Christian right deifies an athiest — Ayn Rand 1:40 pm June 9, 2011, by ctucker
WASHINGTON — It was a cheap stunt captured on video camera, an ambush meant to embarrass a prominent Congressman, but it managed, nevertheless, to highlight an interesting subtext in the narrative of the religious right: Many of its members are enthralled by libertarian novelist Ayn Rand, a self-proclaimed “radical atheist” who mocked Christians. How is it that she has become the hero of so many social conservatives?
Last week, just after House Budget Committee Chairman Paul Ryan finished talking to an audience of religious conservatives here, he was confronted by Bible-wielding activist James Salt, who demanded that Ryan read the Gospel of Luke. Salt, who works for the left-leaning Catholics United, was protesting the budget cuts Ryan has proposed — cuts that will disproportionately affect the poor. Ryan rushed to a waiting vehicle rather than accept Salt’s proffered Bible.

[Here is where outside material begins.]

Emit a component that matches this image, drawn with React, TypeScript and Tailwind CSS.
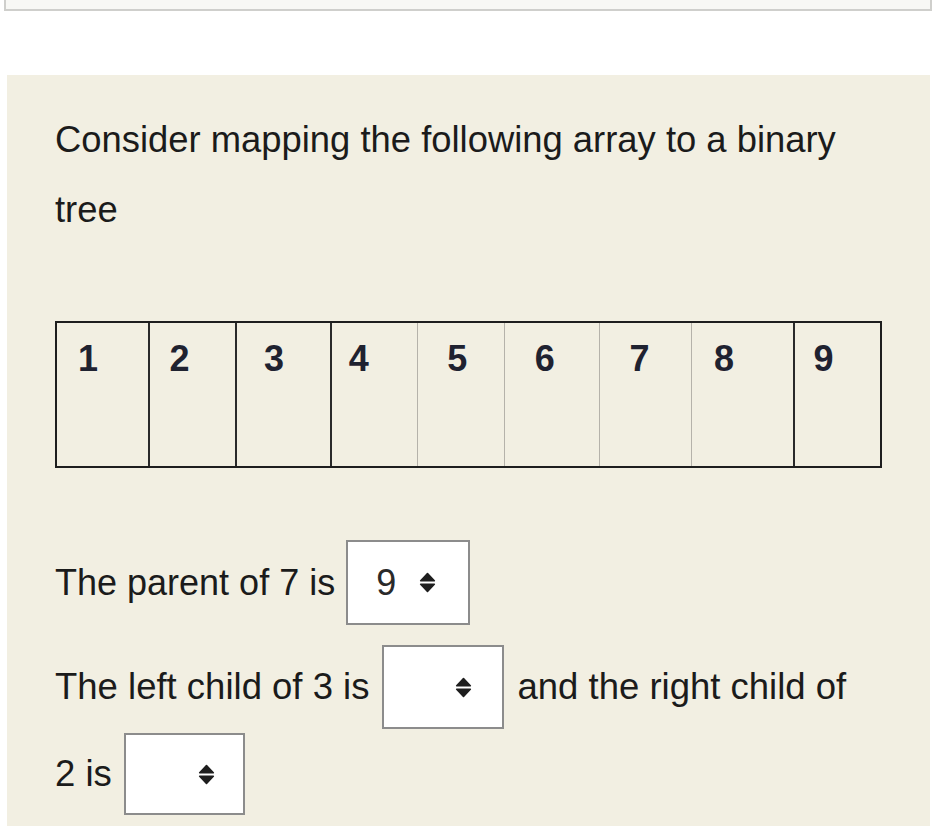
import React from "react";

const cells = [
  { n: "1", w: 91, pl: 21, b: "" },
  { n: "2", w: 88, pl: 20, b: "border-l-2 border-[#2a2a2a]" },
  { n: "3", w: 95, pl: 27, b: "border-l-2 border-[#2a2a2a]" },
  { n: "4", w: 88, pl: 17, b: "border-l-2 border-[#2a2a2a]" },
  { n: "5", w: 87, pl: 29, b: "border-l border-[#b5b2aa]" },
  { n: "6", w: 96, pl: 30, b: "border-l border-[#b5b2aa]" },
  { n: "7", w: 92, pl: 29, b: "border-l border-[#b5b2aa]" },
  { n: "8", w: 103, pl: 22, b: "border-l border-[#b5b2aa]" },
  { n: "9", w: 87, pl: 18, b: "border-l-2 border-[#2a2a2a]" },
];

function Arrows() {
  return (
    <svg width="17" height="21" viewBox="0 0 16 20" className="shrink-0">
      <path d="M8 1.5 L14.5 8.3 L1.5 8.3 Z" fill="#1e1e1e" stroke="#1e1e1e" strokeWidth="1.5" strokeLinejoin="round" />
      <path d="M1.5 11.7 L14.5 11.7 L8 18.5 Z" fill="#1e1e1e" stroke="#1e1e1e" strokeWidth="1.5" strokeLinejoin="round" />
    </svg>
  );
}

function SelectBox({ value, w, h, pr }: { value?: string; w: string; h: string; pr: string }) {
  return (
    <div className={`${w} ${h} ${pr} flex items-center justify-end gap-[23px] border-2 border-[#8c8c8c] bg-white shrink-0`}>
      {value ? <span className="text-[36px] leading-none text-[#2a2a2a]">{value}</span> : null}
      <Arrows />
    </div>
  );
}

export default function App() {
  return (
    <div className="min-h-[826px] bg-white text-[#1b1b1b]" style={{ fontFamily: '"Liberation Sans", Arial, sans-serif' }}>
      <div className="ml-[4px] mr-[5px] h-[11px] border-x-2 border-b-2 border-[#cfcfcc] bg-[#f8f8f5]" />
      <div className="ml-[7px] mr-[7px] mt-[64px] min-h-[751px] bg-[#f2efe2] px-[48px] pt-[30px]">
        <p className="text-[36.4px] leading-[70px]">
          Consider mapping the following array to a binary tree
        </p>
        <div className="mt-[76px] flex h-[147px] border-2 border-[#1e1e1e]">
          {cells.map((c) => (
            <div
              key={c.n}
              className={`${c.b} pt-[16px] text-[36px] font-bold leading-[40px] text-[#1f2230]`}
              style={{ width: c.w, paddingLeft: c.pl, flexGrow: c.n === "9" ? 1 : 0 }}
            >
              {c.n}
            </div>
          ))}
        </div>
        <div className="mt-[72px] flex items-center gap-[11px] text-[36px] leading-[40px]">
          <span>The parent of 7 is</span>
          <SelectBox value="9" w="w-[124px]" h="h-[85px]" pr="pr-[32px]" />
        </div>
        <div className="mt-[20px] flex items-center gap-[13px] text-[36.5px] leading-[40px]">
          <span>The left child of 3 is</span>
          <SelectBox w="w-[122px]" h="h-[84px]" pr="pr-[30px]" />
          <span>and the right child of</span>
        </div>
        <div className="mt-[4px] flex items-center gap-[12px] text-[36.5px] leading-[40px]">
          <span>2 is</span>
          <SelectBox w="w-[121px]" h="h-[82px]" pr="pr-[28px]" />
        </div>
      </div>
    </div>
  );
}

Shortly after that, a small group of liberal clerics held a press conference to protest Ryan’s fiscal plans. “This budget has more to do with the teaching of Ayn Rand than the teachings of Jesus Christ,” the Rev. Jennifer Butler said.

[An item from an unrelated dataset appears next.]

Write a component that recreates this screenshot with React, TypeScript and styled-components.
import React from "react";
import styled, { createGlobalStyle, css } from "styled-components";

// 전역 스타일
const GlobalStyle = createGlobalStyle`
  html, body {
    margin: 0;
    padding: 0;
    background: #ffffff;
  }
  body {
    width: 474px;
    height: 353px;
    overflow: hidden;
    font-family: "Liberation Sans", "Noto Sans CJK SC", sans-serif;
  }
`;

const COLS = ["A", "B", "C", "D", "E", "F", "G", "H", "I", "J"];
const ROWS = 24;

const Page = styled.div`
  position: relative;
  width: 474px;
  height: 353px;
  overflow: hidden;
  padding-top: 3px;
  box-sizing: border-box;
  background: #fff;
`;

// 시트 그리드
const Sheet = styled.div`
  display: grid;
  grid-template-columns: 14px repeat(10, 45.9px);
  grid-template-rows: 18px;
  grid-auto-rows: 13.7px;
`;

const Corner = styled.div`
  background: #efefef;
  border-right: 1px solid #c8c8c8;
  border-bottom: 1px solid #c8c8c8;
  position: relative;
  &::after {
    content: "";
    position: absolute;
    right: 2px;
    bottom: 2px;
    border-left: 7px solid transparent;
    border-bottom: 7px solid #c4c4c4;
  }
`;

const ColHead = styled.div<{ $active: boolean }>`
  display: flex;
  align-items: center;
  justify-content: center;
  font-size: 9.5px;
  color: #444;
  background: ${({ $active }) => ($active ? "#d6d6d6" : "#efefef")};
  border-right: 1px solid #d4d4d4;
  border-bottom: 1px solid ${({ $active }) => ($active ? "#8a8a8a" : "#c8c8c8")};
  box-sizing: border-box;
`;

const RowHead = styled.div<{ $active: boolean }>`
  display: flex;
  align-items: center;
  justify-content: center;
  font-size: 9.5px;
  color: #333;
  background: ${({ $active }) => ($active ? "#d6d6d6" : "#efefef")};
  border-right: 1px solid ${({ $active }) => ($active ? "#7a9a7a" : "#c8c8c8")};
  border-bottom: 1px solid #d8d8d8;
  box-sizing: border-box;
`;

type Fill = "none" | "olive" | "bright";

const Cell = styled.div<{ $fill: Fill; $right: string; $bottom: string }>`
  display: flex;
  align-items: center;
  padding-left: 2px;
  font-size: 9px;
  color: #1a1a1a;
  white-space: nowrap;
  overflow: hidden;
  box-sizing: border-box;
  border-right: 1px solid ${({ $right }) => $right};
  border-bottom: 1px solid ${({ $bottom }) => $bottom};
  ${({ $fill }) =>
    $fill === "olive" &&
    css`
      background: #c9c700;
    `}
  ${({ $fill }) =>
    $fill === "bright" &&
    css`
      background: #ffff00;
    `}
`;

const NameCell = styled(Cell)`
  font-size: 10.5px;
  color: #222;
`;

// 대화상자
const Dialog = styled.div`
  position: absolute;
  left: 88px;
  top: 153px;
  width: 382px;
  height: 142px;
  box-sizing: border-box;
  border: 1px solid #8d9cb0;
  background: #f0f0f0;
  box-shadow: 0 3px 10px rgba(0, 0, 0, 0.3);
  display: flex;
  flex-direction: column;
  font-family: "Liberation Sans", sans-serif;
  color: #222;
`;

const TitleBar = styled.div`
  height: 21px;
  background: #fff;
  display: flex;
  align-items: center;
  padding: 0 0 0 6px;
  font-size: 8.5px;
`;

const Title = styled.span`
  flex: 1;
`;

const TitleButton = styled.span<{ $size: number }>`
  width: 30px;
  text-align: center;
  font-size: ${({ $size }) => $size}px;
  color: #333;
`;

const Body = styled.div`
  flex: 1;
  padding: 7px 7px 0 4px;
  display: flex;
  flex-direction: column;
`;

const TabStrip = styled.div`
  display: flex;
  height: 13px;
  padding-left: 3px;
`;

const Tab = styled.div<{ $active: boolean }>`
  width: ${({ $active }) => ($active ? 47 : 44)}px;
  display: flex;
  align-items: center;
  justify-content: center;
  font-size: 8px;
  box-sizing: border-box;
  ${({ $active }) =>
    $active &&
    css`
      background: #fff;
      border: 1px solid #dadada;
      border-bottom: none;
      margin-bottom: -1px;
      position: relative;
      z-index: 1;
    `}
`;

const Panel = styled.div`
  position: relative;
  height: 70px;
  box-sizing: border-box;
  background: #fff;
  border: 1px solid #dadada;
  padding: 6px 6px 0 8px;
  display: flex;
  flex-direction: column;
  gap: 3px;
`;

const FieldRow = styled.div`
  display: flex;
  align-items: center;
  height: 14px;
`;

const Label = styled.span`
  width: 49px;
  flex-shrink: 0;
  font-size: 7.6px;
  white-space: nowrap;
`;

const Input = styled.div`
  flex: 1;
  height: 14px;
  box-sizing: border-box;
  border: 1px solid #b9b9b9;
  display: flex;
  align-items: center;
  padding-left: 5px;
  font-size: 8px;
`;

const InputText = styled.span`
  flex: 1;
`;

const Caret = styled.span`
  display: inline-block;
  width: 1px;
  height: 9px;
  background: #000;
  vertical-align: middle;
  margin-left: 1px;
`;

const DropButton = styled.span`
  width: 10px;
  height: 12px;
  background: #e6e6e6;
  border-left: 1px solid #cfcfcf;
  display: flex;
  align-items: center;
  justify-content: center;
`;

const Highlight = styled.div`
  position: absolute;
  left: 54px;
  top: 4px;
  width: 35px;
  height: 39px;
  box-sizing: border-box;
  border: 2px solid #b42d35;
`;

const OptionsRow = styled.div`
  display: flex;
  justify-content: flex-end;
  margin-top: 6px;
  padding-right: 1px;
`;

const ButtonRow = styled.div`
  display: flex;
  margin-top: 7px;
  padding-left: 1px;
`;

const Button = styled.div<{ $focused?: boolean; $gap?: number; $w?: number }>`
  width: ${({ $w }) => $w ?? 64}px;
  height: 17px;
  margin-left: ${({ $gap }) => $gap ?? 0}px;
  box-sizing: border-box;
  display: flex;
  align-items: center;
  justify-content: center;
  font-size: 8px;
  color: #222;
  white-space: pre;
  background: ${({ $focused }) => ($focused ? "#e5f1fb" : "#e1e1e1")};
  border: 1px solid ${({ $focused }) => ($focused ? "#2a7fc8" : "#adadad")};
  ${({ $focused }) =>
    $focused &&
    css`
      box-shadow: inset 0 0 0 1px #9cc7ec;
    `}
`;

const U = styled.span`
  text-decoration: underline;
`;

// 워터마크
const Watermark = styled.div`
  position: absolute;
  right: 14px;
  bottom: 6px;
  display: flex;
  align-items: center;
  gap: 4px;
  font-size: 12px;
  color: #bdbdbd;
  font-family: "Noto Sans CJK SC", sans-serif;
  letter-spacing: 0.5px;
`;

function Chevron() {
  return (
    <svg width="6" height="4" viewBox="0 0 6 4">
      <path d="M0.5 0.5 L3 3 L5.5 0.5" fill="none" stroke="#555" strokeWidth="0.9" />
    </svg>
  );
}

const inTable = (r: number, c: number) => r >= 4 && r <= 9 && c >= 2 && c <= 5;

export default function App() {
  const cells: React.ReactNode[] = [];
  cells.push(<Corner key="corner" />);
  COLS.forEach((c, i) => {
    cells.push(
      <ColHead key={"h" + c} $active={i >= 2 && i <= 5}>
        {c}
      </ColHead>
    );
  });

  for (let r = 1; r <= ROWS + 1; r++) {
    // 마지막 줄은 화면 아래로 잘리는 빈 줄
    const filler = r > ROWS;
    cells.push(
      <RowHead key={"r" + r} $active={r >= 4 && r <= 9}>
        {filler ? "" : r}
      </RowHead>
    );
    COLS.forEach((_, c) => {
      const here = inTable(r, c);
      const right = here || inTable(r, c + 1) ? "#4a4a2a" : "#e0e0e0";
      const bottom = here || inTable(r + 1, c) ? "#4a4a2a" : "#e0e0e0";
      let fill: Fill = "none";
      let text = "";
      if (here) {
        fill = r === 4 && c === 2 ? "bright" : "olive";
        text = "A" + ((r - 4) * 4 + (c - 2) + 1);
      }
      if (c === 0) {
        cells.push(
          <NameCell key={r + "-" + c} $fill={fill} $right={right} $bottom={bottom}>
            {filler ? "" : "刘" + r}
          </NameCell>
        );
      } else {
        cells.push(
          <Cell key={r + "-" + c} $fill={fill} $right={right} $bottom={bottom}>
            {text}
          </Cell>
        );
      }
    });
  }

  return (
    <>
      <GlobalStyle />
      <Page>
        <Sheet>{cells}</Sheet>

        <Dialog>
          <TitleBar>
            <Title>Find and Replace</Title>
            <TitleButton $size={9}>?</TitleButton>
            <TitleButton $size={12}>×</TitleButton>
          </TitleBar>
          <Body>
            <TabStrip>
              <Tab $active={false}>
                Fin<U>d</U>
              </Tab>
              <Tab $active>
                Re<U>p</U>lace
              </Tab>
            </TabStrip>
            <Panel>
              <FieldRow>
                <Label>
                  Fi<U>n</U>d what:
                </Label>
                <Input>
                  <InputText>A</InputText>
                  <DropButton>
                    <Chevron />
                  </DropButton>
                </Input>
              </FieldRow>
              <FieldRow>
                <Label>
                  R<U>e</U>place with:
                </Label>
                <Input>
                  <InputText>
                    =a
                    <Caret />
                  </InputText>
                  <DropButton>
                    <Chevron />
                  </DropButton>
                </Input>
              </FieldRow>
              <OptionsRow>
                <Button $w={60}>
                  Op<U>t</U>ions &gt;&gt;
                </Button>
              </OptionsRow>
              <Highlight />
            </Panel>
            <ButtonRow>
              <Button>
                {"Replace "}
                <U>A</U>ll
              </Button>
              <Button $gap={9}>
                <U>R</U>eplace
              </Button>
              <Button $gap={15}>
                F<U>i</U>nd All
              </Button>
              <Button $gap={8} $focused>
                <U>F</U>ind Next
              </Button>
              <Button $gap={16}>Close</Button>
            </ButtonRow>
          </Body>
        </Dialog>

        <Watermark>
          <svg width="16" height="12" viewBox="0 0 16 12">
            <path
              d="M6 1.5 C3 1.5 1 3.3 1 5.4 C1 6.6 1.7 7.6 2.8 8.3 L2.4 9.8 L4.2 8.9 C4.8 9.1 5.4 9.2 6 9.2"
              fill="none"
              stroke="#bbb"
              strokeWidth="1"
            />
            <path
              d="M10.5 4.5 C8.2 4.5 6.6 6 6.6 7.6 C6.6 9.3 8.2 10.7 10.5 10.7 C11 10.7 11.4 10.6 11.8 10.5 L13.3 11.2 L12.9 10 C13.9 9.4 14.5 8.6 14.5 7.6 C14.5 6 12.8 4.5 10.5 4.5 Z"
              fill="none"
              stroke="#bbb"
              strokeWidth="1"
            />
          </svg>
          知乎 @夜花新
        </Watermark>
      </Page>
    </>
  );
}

Ryan has cited Rand as the “reason I got involved in public service.” He encourages his staffers to read Rand’s “Atlas Shrugged,” a paean to a stark and self-centered individualism. (Her other books include the title, “The Virtues of Selfishness.”)
Yet, he is also a practicing Catholic who has used his relationship with Archbishop Timothy Dolan, head of the U.S. Catholic Church, to defend himself against critics who contend his budget proposals are at odds with Christian teachings. He presents his religion as a profound influence in his political life.
And he isn’t the only figure on the religious right who has professed a devotion to Rand, who said she was “against God” and dismissed religious faith “as a sign of psychological weakness.” Former Fox News host Glenn Beck, who gathered thousands here last fall to turn America “back to God,” has frequently cited Rand as an inspiration. Her books are popular reading among many tea partiers, even though many among them are religious conservatives.
In truth, the 30-year marriage of religious and fiscal conservatives has always had deep fissures, contradictions, cognitive dissonance. Despite claiming the “small government” mantle,” many Christian conservatives actually support an invasive government that wields religion as a sword. They want a government that intrudes in the bedroom, that grants its imprimatur to heterosexual marriage, that gives preferential treatment to Christian practices in pluralistic public spaces.
According to polls, self-identified religious conservatives support Social Security and Medicare, mainstays of the welfare state. Their patriotism tends to a fervent nationalism that does not hesitate to wage war. And they have interpreted the Bible, ah, liberally, finding in it a disdain for taxes that is nowhere explicit in its pages.
But nothing is more surprising and more explicitly contradictory than their reverence for Rand, whose open contempt for Christianity ought to make her anathema among religious conservatives. It’s hard to imagine any prominent progressive saying similar things about religious faith without prompting a tsunami of complaint.
“A lot of people go through an Ayn Rand phase,” said Richard Land, who heads the Southern Baptist Convention’s Ethics & Religious Liberty Commission. “Hopefully, they get over it.”
While praising Rand’s denunciations of “collectivism, socialism and Communism,” Land said “we certainly can’t take her uncritically. . . To acknowledge selfishness as an essential part of humanity is one thing, but to make it a virtue, is something else entirely. That’s counter to Judeo-Christian ethics.”
That didn’t seem to matter much to the religious conservatives gathered here last week under the banner of Ralph Reed’s Faith and Freedom Coalition. While they sprinkled their conference with religious leaders and Biblical references, they were assembled to celebrate and consolidate their political power in an effort to defeat President Barack Obama next year.
They have every right to do so — and to deify Ayn Rand if they choose. But, for heaven’s sake, don’t call that Christianity.